Monday, July 25, 2011

DAMAGED GOODS

I was recently offered a rather wonderful piece of pottery and at a fraction of its worth. Sounds too good to be true, I was informed by the owner, that there was an insignificant kamakizu (kiln flaw) and a small piece had been broken off the handbuilt form from the firing. Pictures sent and pictures received, but what I was looking at was not a kamakizu or some damage from how the piece was made or fired, rather in the colloquial, it was a big chip. I spent some time examining the pictures at actual size and just came to terms with the fact that the damage was beyond what I could live with.

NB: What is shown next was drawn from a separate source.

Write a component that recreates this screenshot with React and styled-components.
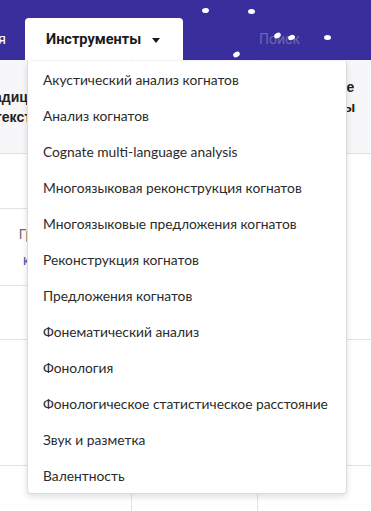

As a collector and certainly as a potter, I want my pots to be perfect, no chips, cracks, sharp bits or any other cosmetic or scructural flaws, nor would these be anything I would sell without full and detailed disclosure. I can not say all that I have collected is perfect either, though in all of our years of collecting, we have only ever bought one damaged piece intentially. That was a wonderful Persian bottle where the neck had been cleanly broken off and repaired so well as to be “nearly” invisible. The other damaged goods that we have owned, presently or past tense, arrived damaged and were either concealed by the original seller or broken in transit. My theory is rather simple and certainly not on the level of Schrodinger’s cat, but I fixate on the negative when looking at pots. To me, that Cindy Crawford mole isn’t an attribute, but a deficit, that is just how I am built. I know, I am not the half-full glass guy. Though the inevitable is that a certain pot will come along and despite some “slight” damage or a repair, it will be simply irresitable.

As I have written previously, I certainly understand and appreciate the “scarred beauty” of wood fired pots, but when it comes to other pottery, I admit, I have little tolerance. The damage that I see, impacts the intent and presence of the potter and pot. That being said, what would a good Ki-Seto vase by Arakawa Toyozo be without cracks that originated in the process and firing? Why I see those as different, I am really not sure, but when “someone” knocks off a lug of your favorite vase, that surely is something very different and having nothing to do with the original intent of potter or pot!